Enciclomedia was an online education program of the Secretaría de Educación Pública of Mexico. It was based on digital versions of 5th and 6th grade elementary textbooks.

It was the original idea of Dr. Felipe Bracho Carpizo in 1988 when he was the Director of Oriented Research of National Council of Science and Technology.

Dr. Bracho in the late 1980s requested the collaboration of the National Polytechnic Institute and with the help of Eliseo Steve Rodríguez Rodríguez, then a student of the Instituto Tecnológico Autónomo de México developed the first prototype. The collaboration resulted in the creation of a system called SARCRAD (initials of "Sistema de Administración de Recursos Conceptuales y de Referenciación Automática Difusa" or System of Administration of Conceptual Resources and Diffused Automatic Referenciation) by Rodríguez. Enciclomedia is based on SARCRAD, a system that complements lessons from the free textbooks provided by the federal government with videos, text, virtual visits, sounds and images.

Years later the National Pedagogic University, the National Autonomous University of Mexico, Infotec and the Secretary of Public Education built the prototype that later incorporated content from Encarta provided by Microsoft thanks to an existing collaboration agreement between the Secretary of Public Education and Microsoft. Later on the Coordination of Educational Information Technology of the ILCE (which is the responsible body for producing the free textbooks) integrated resources, activities and audiovisuals generated by projects such as Red Escolar, Biblioteca Digital, Sec 21, Sepiensa and material designed exclusively for Enciclomedia.
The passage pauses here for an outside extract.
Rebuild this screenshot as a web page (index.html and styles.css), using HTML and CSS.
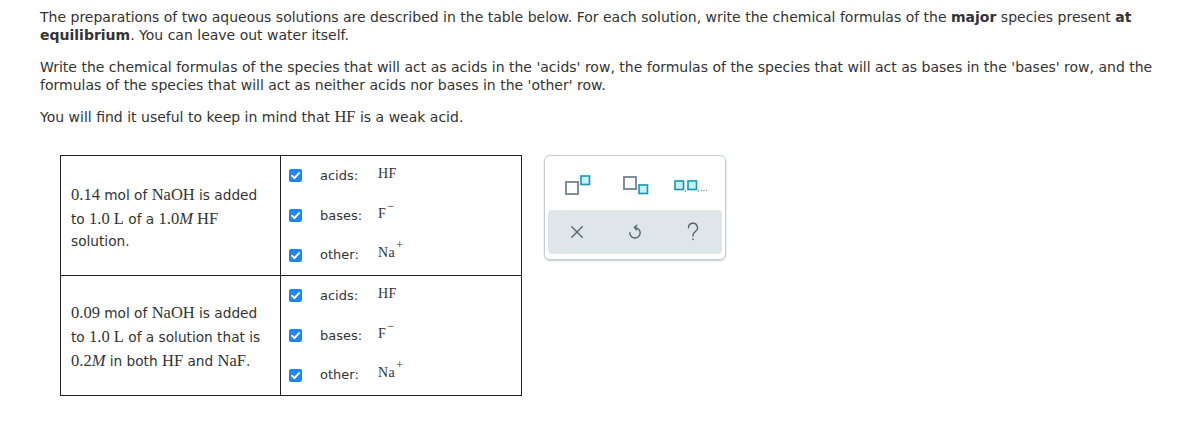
FILE: index.html
```html
<!DOCTYPE html>
<html>
<head>
<meta charset="utf-8">
<link rel="stylesheet" href="styles.css">
</head>
<body>
<div class="page">
  <p class="para">The preparations of two aqueous solutions are described in the table below. For each solution, write the chemical formulas of the <b>major</b> species present <b>at</b> <b>equilibrium</b>. You can leave out water itself.</p>
  <p class="para">Write the chemical formulas of the species that will act as acids in the 'acids' row, the formulas of the species that will act as bases in the 'bases' row, and the formulas of the species that will act as neither acids nor bases in the 'other' row.</p>
  <p class="para">You will find it useful to keep in mind that <span class="m">HF</span> is a weak acid.</p>

  <div class="work">
    <div class="grid">
      <div class="desc">
        <div class="line"><span class="m">0.14</span> mol of <span class="m">NaOH</span> is added</div>
        <div class="line">to <span class="m">1.0 L</span> of a <span class="m">1.0<i>M</i> HF</span></div>
        <div class="line short">solution.</div>
      </div>
      <div class="answers">
        <div class="row"><span class="cb"><svg viewBox="0 0 13 13" width="13" height="13"><path d="M3 6.8 L5.4 9.1 L10 4.1" fill="none" stroke="#fff" stroke-width="2" stroke-linecap="round" stroke-linejoin="round"/></svg></span><span class="lbl">acids:</span><span class="val">HF</span></div>
        <div class="row"><span class="cb"><svg viewBox="0 0 13 13" width="13" height="13"><path d="M3 6.8 L5.4 9.1 L10 4.1" fill="none" stroke="#fff" stroke-width="2" stroke-linecap="round" stroke-linejoin="round"/></svg></span><span class="lbl">bases:</span><span class="val">F<sup>−</sup></span></div>
        <div class="row"><span class="cb"><svg viewBox="0 0 13 13" width="13" height="13"><path d="M3 6.8 L5.4 9.1 L10 4.1" fill="none" stroke="#fff" stroke-width="2" stroke-linecap="round" stroke-linejoin="round"/></svg></span><span class="lbl">other:</span><span class="val">Na<sup>+</sup></span></div>
      </div>
      <div class="desc">
        <div class="line"><span class="m">0.09</span> mol of <span class="m">NaOH</span> is added</div>
        <div class="line">to <span class="m">1.0 L</span> of a solution that is</div>
        <div class="line"><span class="m">0.2<i>M</i></span> in both <span class="m">HF</span> and <span class="m">NaF</span>.</div>
      </div>
      <div class="answers">
        <div class="row"><span class="cb"><svg viewBox="0 0 13 13" width="13" height="13"><path d="M3 6.8 L5.4 9.1 L10 4.1" fill="none" stroke="#fff" stroke-width="2" stroke-linecap="round" stroke-linejoin="round"/></svg></span><span class="lbl">acids:</span><span class="val">HF</span></div>
        <div class="row"><span class="cb"><svg viewBox="0 0 13 13" width="13" height="13"><path d="M3 6.8 L5.4 9.1 L10 4.1" fill="none" stroke="#fff" stroke-width="2" stroke-linecap="round" stroke-linejoin="round"/></svg></span><span class="lbl">bases:</span><span class="val">F<sup>−</sup></span></div>
        <div class="row"><span class="cb"><svg viewBox="0 0 13 13" width="13" height="13"><path d="M3 6.8 L5.4 9.1 L10 4.1" fill="none" stroke="#fff" stroke-width="2" stroke-linecap="round" stroke-linejoin="round"/></svg></span><span class="lbl">other:</span><span class="val">Na<sup>+</sup></span></div>
      </div>
    </div>

    <div class="palette">
      <div class="tools">
        <div class="tool">
          <svg width="30" height="24" viewBox="0 0 30 24">
            <rect x="4" y="9" width="12" height="12" fill="#fff" stroke="#7d9097" stroke-width="2"/>
            <rect x="19" y="3" width="8.5" height="8.5" fill="#c9eef3" stroke="#0e9bb0" stroke-width="1.6"/>
          </svg>
        </div>
        <div class="tool">
          <svg width="30" height="24" viewBox="0 0 30 24">
            <rect x="4" y="4" width="12" height="12" fill="#fff" stroke="#7d9097" stroke-width="2"/>
            <rect x="19" y="12" width="8.5" height="8.5" fill="#c9eef3" stroke="#0e9bb0" stroke-width="1.6"/>
          </svg>
        </div>
        <div class="tool">
          <svg width="40" height="24" viewBox="0 0 40 24">
            <rect x="2" y="8" width="8.5" height="8.5" fill="#c9eef3" stroke="#0e9bb0" stroke-width="1.6"/>
            <rect x="15" y="8" width="8.5" height="8.5" fill="#c9eef3" stroke="#0e9bb0" stroke-width="1.6"/>
            <path d="M12.5 17 L12.2 19" stroke="#7d9097" stroke-width="1"/>
            <path d="M25.5 17 L25.2 19" stroke="#7d9097" stroke-width="1"/>
            <circle cx="28.5" cy="17.5" r="0.7" fill="#7d9097"/>
            <circle cx="31" cy="17.5" r="0.7" fill="#7d9097"/>
            <circle cx="33.5" cy="17.5" r="0.7" fill="#7d9097"/>
          </svg>
        </div>
      </div>
      <div class="actions">
        <div class="tool">
          <svg width="14" height="14" viewBox="0 0 14 14"><path d="M1.8 1.8 L12.2 12.2 M12.2 1.8 L1.8 12.2" stroke="#4f6770" stroke-width="1.4" stroke-linecap="round"/></svg>
        </div>
        <div class="tool">
          <svg width="14" height="18" viewBox="0 0 14 18"><path d="M7 4.6 A5.2 5.2 0 1 1 1.8 9.8" fill="none" stroke="#4f6770" stroke-width="1.4" stroke-linecap="round"/><path d="M8.8 2.2 L6.4 4.6 L8.8 7" fill="none" stroke="#4f6770" stroke-width="1.4" stroke-linecap="round" stroke-linejoin="round"/></svg>
        </div>
        <div class="tool">
          <svg width="14" height="20" viewBox="0 0 14 20"><path d="M2.5 5.8 A4.5 4.5 0 1 1 9.3 9.6 C7.7 10.6 7 11.4 7 13.2 L7 14" fill="none" stroke="#4f6770" stroke-width="1.4" stroke-linecap="round"/><circle cx="7" cy="17.3" r="0.9" fill="#4f6770"/></svg>
        </div>
      </div>
    </div>
  </div>
</div>
</body>
</html>
```

FILE: styles.css
```css
html, body {
  margin: 0;
  padding: 0;
  background: #fff;
}

.page {
  padding: 8px 12px 0 40px;
  font-family: "DejaVu Sans", Verdana, sans-serif;
  font-size: 14px;
  line-height: 18px;
  color: #333;
}

.para {
  margin: 0 0 14px 0;
}

.para b {
  font-weight: bold;
}

.m {
  font-family: "Liberation Serif", "Times New Roman", serif;
  font-size: 16.5px;
  line-height: 1;
}

.m i {
  font-style: italic;
}

.work {
  display: flex;
  align-items: flex-start;
  gap: 22px;
  margin: 29px 0 0 20px;
}

.grid {
  display: grid;
  grid-template-columns: 220px 241px;
  border-top: 1px solid #222;
  border-left: 1px solid #222;
}

.desc, .answers {
  border-right: 1px solid #222;
  border-bottom: 1px solid #222;
  height: 120px;
  box-sizing: border-box;
}

.desc {
  display: flex;
  flex-direction: column;
  justify-content: center;
  padding: 2px 0 0 10px;
  font-size: 13.7px;
}

.line {
  line-height: 24px;
  height: 24px;
  white-space: nowrap;
}

.line.short {
  height: 20px;
  line-height: 20px;
}

.answers {
  display: flex;
  flex-direction: column;
  font-size: 13px;
}

.row {
  height: 40px;
  display: flex;
  align-items: center;
  padding-left: 8px;
}

.cb {
  width: 13px;
  height: 13px;
  border-radius: 2px;
  background: #1e86ee;
  display: flex;
  align-items: center;
  justify-content: center;
  margin-right: 18px;
}

.cb svg {
  display: block;
}

.lbl {
  width: 58px;
  color: #333;
}

.val {
  font-family: "Liberation Serif", "Times New Roman", serif;
  font-size: 14px;
  letter-spacing: 0.5px;
  position: relative;
  top: -2px;
}

.val sup {
  font-size: 12px;
  vertical-align: 8px;
  line-height: 0;
  margin-left: 1px;
}

.palette {
  width: 182px;
  height: 105px;
  box-sizing: border-box;
  border: 1px solid #c3ccd0;
  border-radius: 6px;
  box-shadow: 0 1px 2px rgba(80, 100, 110, 0.35);
  padding: 3px;
  display: flex;
  flex-direction: column;
}

.tools {
  height: 51px;
  display: grid;
  grid-template-columns: 1fr 1fr 1fr;
}

.tool {
  display: flex;
  align-items: center;
  justify-content: center;
}

.tool svg {
  display: block;
}

.actions {
  height: 44px;
  background: #dfe6e9;
  border-radius: 4px;
  display: grid;
  grid-template-columns: 1fr 1fr 1fr;
}
```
The program started in 2000. Between 2004 and 2008 it had a budget of $24,827 million Mexican pesos (roughly US$2.5 billion).

The Enciclomedia project was ultimately abandoned. The Mexican government had to pay continuing licensing fees to Microsoft for the core Encarta technology, the Mexican software development effort had added few new interactive functions, and the Mexican editorial development effort found that adding "digital objects" (new topics) was difficult compared to open projects like Wikipedia. A developer who tried to save the added editorial content in the open project 'Encicloabierta' (Open Encyclopedia) faced trial for misuse of "copyrighted materials".

In 2011, it was absorbed into the 'Digital Skills for All' program (Habilidades Digitales para Todos).